ST enables local state references and mutable arrays to be used within a pure function in a single-threaded, deterministic manner. If you want a while loop, or to express various graph processing algorithms developed for imperative code, ST allows it.

The Applicative functor model is valuable for expressing staged computation, clear separations between effect and calculation phases. This allows mixing functional and imperative like a layered cake, as opposed to weaving them together like a Monad would.

Hmm, I think you're right.

Hmm, I think you're right. Lenses seem like a particularly nice solution for these nested updates. I didn't know that they could be used for that with such elegance! Do you have an example of what you allude to in your last sentence?

Applicatives

Applicatives are not something I appreciated or understood until I started using them. It's a bit hard to provide code examples, because their benefit isn't what they let you do - it's what they prevent you from doing. Basically, you need to structure your program like:

foo(bar(baz(),qux()),frob(etc()))

In Haskell, you'd encode this as (assuming foo, bar, frob are functions of roughly the form `arg1 -> arg2 -> MyApplicative result`):

foo <$> (bar <$> baz <*> qux) <*> (frob <$> etc)

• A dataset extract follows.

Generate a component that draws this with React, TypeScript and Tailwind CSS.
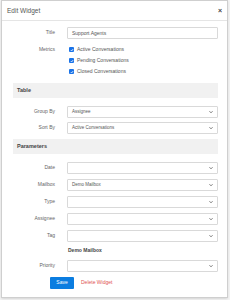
import React from "react";

const Chevron = () => (
  <svg width="4" height="3" viewBox="0 0 10 8" className="absolute right-[4px] top-1/2 -translate-y-1/2">
    <path d="M1 2 L5 6 L9 2" stroke="#555" strokeWidth="2.2" fill="none" />
  </svg>
);

const Select = ({ value = "" }: { value?: string }) => (
  <div className="relative h-[12px] w-[151px] rounded-[1px] border border-[#d9d9d9] bg-white pl-[4px] text-[4.5px] leading-[10px] text-[#555]">
    {value}
    <Chevron />
  </div>
);

const Row = ({ label, children, h = 12 }: { label: string; children: React.ReactNode; h?: number }) => (
  <div className="flex items-center" style={{ minHeight: h }}>
    <div className="w-[42px] text-right text-[5px] text-[#666]">{label}</div>
    <div className="ml-[12px]">{children}</div>
  </div>
);

const Check = ({ label }: { label: string }) => (
  <div className="flex items-center gap-[3px] h-[11px]">
    <div className="flex h-[5px] w-[5px] items-center justify-center rounded-[1px] bg-[#1a73e8]">
      <svg width="4" height="4" viewBox="0 0 10 10">
        <path d="M2 5 L4 7.5 L8 2.5" stroke="white" strokeWidth="1.8" fill="none" />
      </svg>
    </div>
    <span className="text-[5px] text-[#555]">{label}</span>
  </div>
);

const Section = ({ title }: { title: string }) => (
  <div className="flex h-[15px] items-center bg-[#f1f1f1] pl-[4px] text-[5.5px] font-bold text-[#444]">{title}</div>
);

export default function App() {
  return (
    <div className="h-[300px] w-[230px] bg-[#f5f5f5] pl-[1px]" style={{ fontFamily: "'Liberation Sans', Arial, sans-serif" }}>
      <div className="h-[298px] w-[227px] border border-[#cfcfcf] bg-white shadow-sm">
        <div className="flex h-[20px] items-center justify-between border-b border-[#e5e5e5] pl-[5px] pr-[5px]">
          <span className="text-[6.5px] text-[#555]">Edit Widget</span>
          <span className="text-[7px] font-bold leading-none text-[#444]">×</span>
        </div>
        <div className="pl-[11px] pr-[9px] pt-[6px]">
          <Row label="Title">
            <div className="h-[12px] w-[151px] rounded-[1px] border border-[#d9d9d9] pl-[4px] text-[5px] leading-[10px] text-[#555]">Support Agents</div>
          </Row>
          <div className="mt-[5px] flex">
            <div className="w-[42px] pt-[2px] text-right text-[5px] text-[#666]">Metrics</div>
            <div className="ml-[14px]">
              <Check label="Active Conversations" />
              <Check label="Pending Conversations" />
              <Check label="Closed Conversations" />
            </div>
          </div>
          <div className="mt-[6px]">
            <Section title="Table" />
          </div>
          <div className="mt-[8px] flex flex-col gap-[4px]">
            <Row label="Group By"><Select value="Assignee" /></Row>
            <Row label="Sort By"><Select value="Active Conversations" /></Row>
          </div>
          <div className="mt-[5px]">
            <Section title="Parameters" />
          </div>
          <div className="mt-[8px] flex flex-col gap-[5px]">
            <Row label="Date"><Select /></Row>
            <Row label="Mailbox"><Select value="Demo Mailbox" /></Row>
            <Row label="Type"><Select /></Row>
            <Row label="Assignee"><Select /></Row>
            <Row label="Tag"><Select /></Row>
          </div>
          <div className="ml-[55px] mt-[5px] text-[5px] font-bold text-[#444]">Demo Mailbox</div>
          <div className="mt-[5px]">
            <Row label="Priority"><Select /></Row>
          </div>
          <div className="ml-[37px] mt-[5px] flex items-center gap-[7px]">
            <div className="flex h-[12px] w-[24px] items-center justify-center rounded-[1px] bg-[#0b7de0] text-[5px] text-white">Save</div>
            <span className="text-[5px] text-[#e05252]">Delete Widget</span>
          </div>
        </div>
      </div>
    </div>
  );
}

Each of the parameters and functions be effectful, like method calls in most imperative languages. The difference is that data-flow is in one direction: down. There are no ad-hoc loops, like you can achieve with a Monad. (You can have loops, but you must provide them explicitly in the Applicative language. So they're not ad-hoc.) If you want arguments from effectful operations in a lower layer, you'll essentially need to build a new Applicative to run - i.e. staged programming.

As an example of where I found applicatives useful: I'm designing a simple but flexible framework in Haskell for configurations, dependency injection, and precise resource construction (so I can provide more rules than I use, and don't build anything that I don't need). My earlier design used Monads. But I decided that I want static analysis features - i.e. so I won't start building and discover when half-finished that I'm missing a dependency and need to abort. Monad cannot achieve this because it is too expressive - I can't know which resources it's going to ask for without actually running it. Applicative, OTOH, does allow this analysis, resulting in a much more declarative build model.

ST theory

Do you happen to know the name of the theory/math behind the ST monad you linked to? I have been toying with a very similar idea and calling it "state-sealing" in my head (since state exists, but it is "sealed away" from the rest of the system). I really want to understand the formal semantics of such a thing.

I am coming at it from the opposite direction - trying to add as much functional programming as possible to an imperative language. There, it feels valuable to me as a re-capture mechanic. That is, it is trivially easy for the imperative code to call into the functional code, but this essentially creates a means of doing the opposite.

Lazy Functional State Threads

See Lazy Functional State Threads by John Launchbury and Simon Peyton Jones.

You can also read about ST on hackage.

What's the purpose of this?

What's the purpose of this? To make an imperative language out of a functional one? It looks like you are forced to code in a functional language but you still prefer the imperative style. I think this is quite common, and the possible reasons are:
1) historic domination of the imperative style
2) weakness of the modern functional languages when it comes to practical tasks

Have a look at Aha! (see the other thread), it may give you better solutions to what you are trying to achieve.